The same thing happens in the development and membership strategy. Our company doesn’t  have a venue of its own, so we collaborate with different venues. This means that we can mainly offer our sponsors an insight of the life of the company, rather than, let’s say, discounts for parking. But, in order to have a sustainable structure, when we choose a form and event to involve our future donors we need to see clearly who we are as a company, to keep ourselves true, honest and free. If the company never wanted to organize a new year’s eve party, but there is a nice tradition of a 2nd of January get-together event, it is important to use that as a development event. In some cases, we go for open-air picnics with site-specific choreographies in the park, instead of formal dinners, because that’s what and who we are; a fashion designer’s tote bag collection about a piece, instead of pencils or magnets with logos as a merchandising; because this is our way.

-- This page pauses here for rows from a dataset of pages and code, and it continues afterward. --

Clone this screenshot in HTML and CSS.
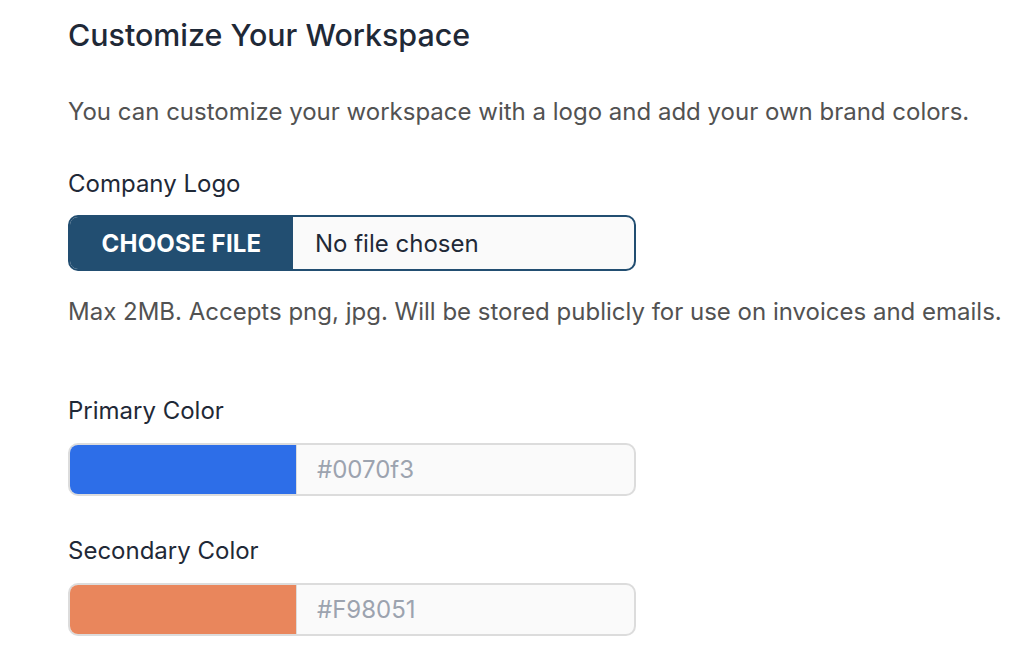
FILE: index.html
```html
<!DOCTYPE html>
<html>
  <head>
    <meta charset="utf-8" />
    <title>Customize Your Workspace</title>
    <link rel="stylesheet" href="styles.css">
  </head>
<body>

  <div class="workspace">
    <h1>Customize Your Workspace</h1>

    <p class="intro">
      You can customize your workspace with a logo and add your own brand colors.
    </p>

    <div class="field">
      <label class="label">Company Logo</label>
      <div class="file-input">
        <span class="file-button">CHOOSE FILE</span>
        <span class="file-name">No file chosen</span>
      </div>
      <p class="help">Max 2MB. Accepts png, jpg. Will be stored publicly for use on invoices and emails.</p>
    </div>

    <div class="field color-field">
      <label class="label">Primary Color</label>
      <div class="color-input">
        <span class="swatch primary"></span>
        <span class="color-value">#0070f3</span>
      </div>
    </div>

    <div class="field color-field">
      <label class="label">Secondary Color</label>
      <div class="color-input">
        <span class="swatch secondary"></span>
        <span class="color-value">#F98051</span>
      </div>
    </div>
  </div>

</body>
</html>
```
FILE: styles.css
```css
body
{
  margin: 0;
  padding: 16px 0 0 68px;
  background-color: #fff;
  font-family: Inter, "Liberation Sans", sans-serif;
  color: #1f2937;
  white-space: nowrap;
}

h1
{
  margin: 0;
  font-size: 30.4px;
  line-height: 38px;
  font-weight: 500;
  color: #1f2937;
}

.intro
{
  margin: 42px 0 0 0;
  font-size: 24px;
  line-height: 32px;
  color: #525252;
}

.field
{
  display: flex;
  flex-direction: column;
  align-items: flex-start;
}

.label
{
  display: block;
  margin-top: 40px;
  font-size: 24px;
  line-height: 32px;
  color: #1f2937;
}

.file-input
{
  display: flex;
  align-items: stretch;
  width: 568px;
  height: 56px;
  margin-top: 15px;
  box-sizing: border-box;
  border: 2px solid #224e71;
  border-radius: 10px;
  overflow: hidden;
  background-color: #fafafa;
}

.file-button
{
  display: flex;
  align-items: center;
  justify-content: center;
  width: 223px;
  background-color: #224e71;
  color: #fff;
  font-size: 24px;
  font-weight: 700;
  letter-spacing: 0.2px;
}

.file-name
{
  display: flex;
  align-items: center;
  padding-left: 22px;
  font-size: 24px;
  color: #1f2937;
}

.help
{
  margin: 25px 0 0 0;
  font-size: 24px;
  line-height: 32px;
  color: #525252;
}

.color-field .label
{
  margin-top: 67px;
}

.color-field + .color-field .label
{
  margin-top: 39px;
}

.color-input
{
  display: flex;
  width: 568px;
  height: 53px;
  margin-top: 16px;
  box-sizing: border-box;
  border: 2px solid #dcdcdc;
  border-radius: 10px;
  overflow: hidden;
  background-color: #fafafa;
}

.swatch
{
  width: 226px;
}

.swatch.primary
{
  background-color: #2d6ee8;
}

.swatch.secondary
{
  background-color: #e9865c;
}

.color-value
{
  display: flex;
  align-items: center;
  padding-left: 20px;
  border-left: 1px solid #dcdcdc;
  font-size: 24px;
  color: #9ca3af;
}
```
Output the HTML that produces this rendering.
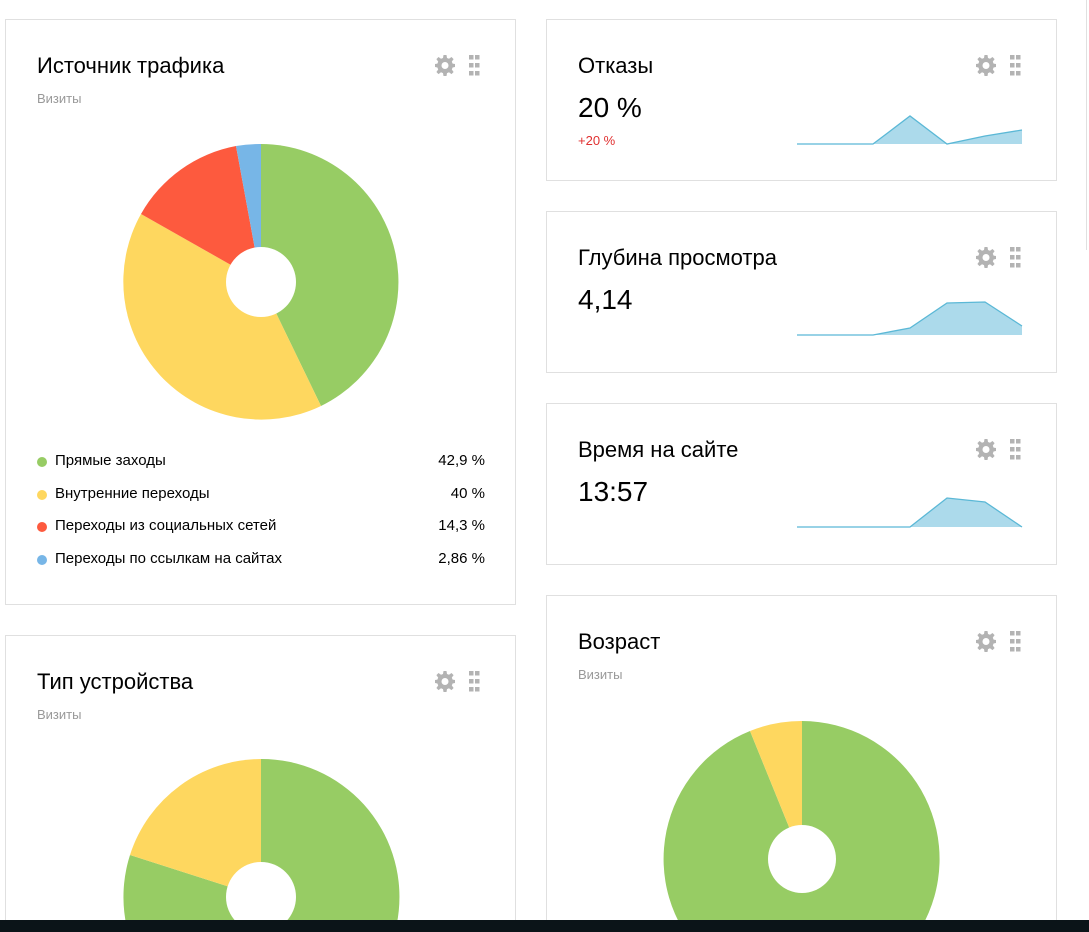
<!DOCTYPE html>
<html><head><meta charset="utf-8"><style>
html,body{margin:0;width:1089px;height:932px;overflow:hidden}
body{background:#fff;position:relative;font-family:"Liberation Sans",sans-serif;color:#000}
.card{position:absolute;border:1px solid #e0e0e0;background:#fff;box-sizing:border-box}
.t{position:absolute;font-size:22px;left:31px}
.s{position:absolute;font-size:13px;color:#999;left:31px}
.ic{position:absolute}
.lg{position:absolute;left:31px;width:448px;font-size:15px}
.lg div{height:32.5px;position:relative;padding-left:18px}
.lg i{position:absolute;left:0;top:5px;width:10px;height:10px;border-radius:50%}
.lg span{position:absolute;right:0;top:0}
.big{position:absolute;left:31px;font-size:28px}
</style></head><body>
<svg width="0" height="0" style="position:absolute"><defs>
<g id="tools"><path fill="#b3b3b3" fill-rule="evenodd" d="M9.5 0h3l.5 3 2 .8 2.5-1.8 2.1 2.1L17.8 6.6l.8 2 2.4.4v3l-2.4.5-.8 2 1.8 2.5-2.1 2.1-2.5-1.8-2 .8-.5 2.9h-3L9 18.1 7 17.3l-2.5 1.8-2.1-2.1L4.2 14.5l-.8-2L1 12V9l2.4-.4.8-2L2.4 4.1 4.5 2 7 3.8 9 3zM11 7a3.5 3.5 0 1 0 0 7a3.5 3.5 0 1 0 0-7z"/>
<g fill="#b3b3b3"><rect x="35" y="0" width="4.5" height="4.5"/><rect x="41" y="0" width="4.5" height="4.5"/><rect x="35" y="8" width="4.5" height="4.5"/><rect x="41" y="8" width="4.5" height="4.5"/><rect x="35" y="16" width="4.5" height="4.5"/><rect x="41" y="16" width="4.5" height="4.5"/></g></g>
</defs></svg>

<div class="card" style="left:5px;top:19px;width:511px;height:586px">
<div class="t" style="top:33px">Источник трафика</div>
<div class="s" style="top:71px">Визиты</div>
<svg class="ic" style="left:428px;top:35px" width="50" height="22"><use href="#tools"/></svg>
<div class="lg" style="top:432px">
<div><i style="background:#97cc64"></i>Прямые заходы<span>42,9 %</span></div>
<div><i style="background:#fed75f"></i>Внутренние переходы<span>40 %</span></div>
<div><i style="background:#fd5a3e"></i>Переходы из социальных сетей<span>14,3 %</span></div>
<div><i style="background:#77b6e7"></i>Переходы по ссылкам на сайтах<span>2,86 %</span></div>
</div>
</div>
<div class="card" style="left:5px;top:635px;width:511px;height:297px;border-bottom:none">
<div class="t" style="top:33px">Тип устройства</div>
<div class="s" style="top:71px">Визиты</div>
<svg class="ic" style="left:428px;top:35px" width="50" height="22"><use href="#tools"/></svg>
</div>

<div class="card" style="left:546px;top:19px;width:511px;height:162px">
<div class="t" style="top:33px">Отказы</div>
<svg class="ic" style="left:428px;top:35px" width="50" height="22"><use href="#tools"/></svg>
<div class="big" style="top:72px">20 %</div>
<div style="position:absolute;left:31px;top:113px;font-size:13px;color:#e03030">+20 %</div>
</div>
<div class="card" style="left:546px;top:211px;width:511px;height:162px">
<div class="t" style="top:33px">Глубина просмотра</div>
<svg class="ic" style="left:428px;top:35px" width="50" height="22"><use href="#tools"/></svg>
<div class="big" style="top:72px">4,14</div>
</div>
<div class="card" style="left:546px;top:403px;width:511px;height:162px">
<div class="t" style="top:33px">Время на сайте</div>
<svg class="ic" style="left:428px;top:35px" width="50" height="22"><use href="#tools"/></svg>
<div class="big" style="top:72px">13:57</div>
</div>
<div class="card" style="left:546px;top:595px;width:511px;height:337px;border-bottom:none">
<div class="t" style="top:33px">Возраст</div>
<div class="s" style="top:71px">Визиты</div>
<svg class="ic" style="left:428px;top:35px" width="50" height="22"><use href="#tools"/></svg>
</div>
<div style="position:absolute;left:1086px;top:0;width:1px;height:250px;background:#e0e0e0"></div>

<svg style="position:absolute;left:0;top:0" width="1089" height="932">
<g stroke="#5bb8d6" stroke-width="1.3" fill="#acdaeb">
<path d="M797 144H873L910 116L947 144L985 136L1022 130V144Z" stroke="none"/>
<path d="M797 144H873L910 116L947 144L985 136L1022 130" fill="none"/>
<path d="M797 335H873L910 328L947 303L985 302L1022 326V335Z" stroke="none"/>
<path d="M797 335H873L910 328L947 303L985 302L1022 326" fill="none"/>
<path d="M797 527H910L947 498L985 502L1022 527Z" stroke="none"/>
<path d="M797 527H910L947 498L985 502L1022 527" fill="none"/>
</g>
<path d="M261 282V144A138 138 0 0 1 321 406Z" fill="#97cc64"/>
<path d="M261 282L321 406A138 138 0 0 1 141 214Z" fill="#fed75f"/>
<path d="M261 282L141 214A138 138 0 0 1 236 146Z" fill="#fd5a3e"/>
<path d="M261 282L236 146A138 138 0 0 1 261 144Z" fill="#77b6e7"/>
<circle cx="261" cy="282" r="35" fill="#fff"/>
<path d="M261 897V759A138 138 0 1 1 130 855Z" fill="#97cc64"/>
<path d="M261 897L130 855A138 138 0 0 1 261 759Z" fill="#fed75f"/>
<circle cx="261" cy="897" r="35" fill="#fff"/>
<path d="M802 859V721A138 138 0 1 1 750 731Z" fill="#97cc64"/>
<path d="M802 859L750 731A138 138 0 0 1 802 721Z" fill="#fed75f"/>
<circle cx="802" cy="859" r="34" fill="#fff"/>
</svg>
<div style="position:absolute;left:0;top:920px;width:1089px;height:12px;background:#0b1418"></div>
</body></html>
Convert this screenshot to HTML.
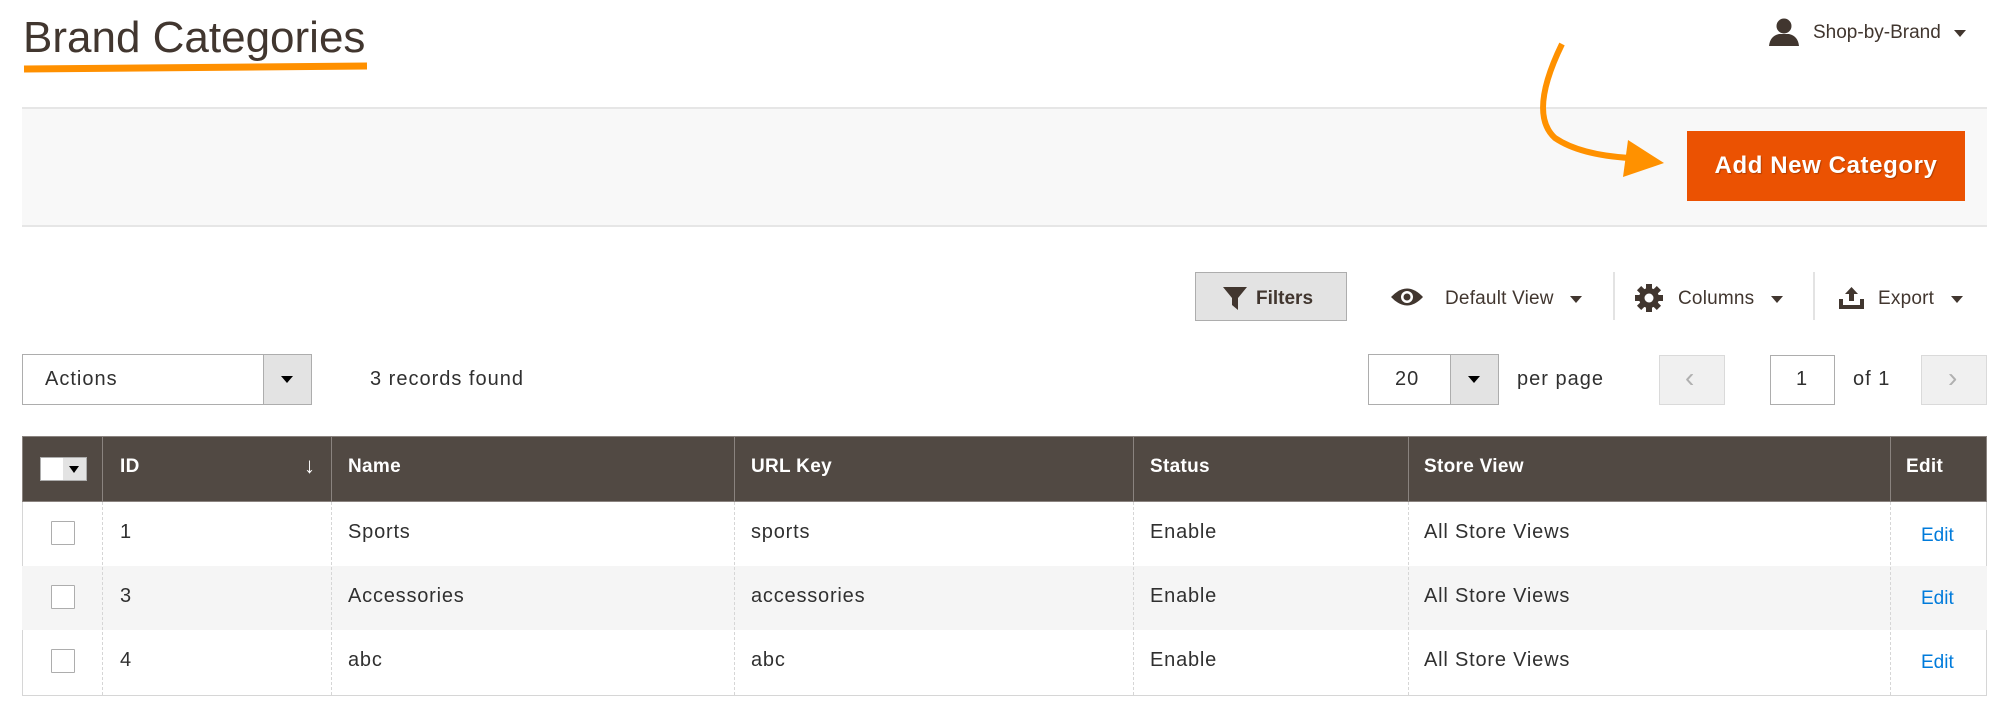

We are, of course, in the very middle of this process, but exploring the identity of the company together and finding management tools for these elements is a long-term team-building activity in a way, and also a fantastic challenge. In this case, strategy building in management is a real creative process parallel with the artistic one. And when it comes together, when the management strategy is synchronized with the artistic field and the two become inspired by each other, when it is just right.. not more, not less than what we need... Thats what we call you know “juste”.


Dóra Juhász is Artistic Manager for Compagnie Pál Frenák in Budapest, Hungary. She oversees strategic planning, international networking, branding, tour management, artistic coaching, audience development, sponsorship and fundraising. From 2006 to 2012, she was Press and Communications Manager for the Trafó House of Contemporary Arts (Budapest). She is a member of the Hungarian Theatre Critics´Association and regularly gives lectures and participates in conferences around the world.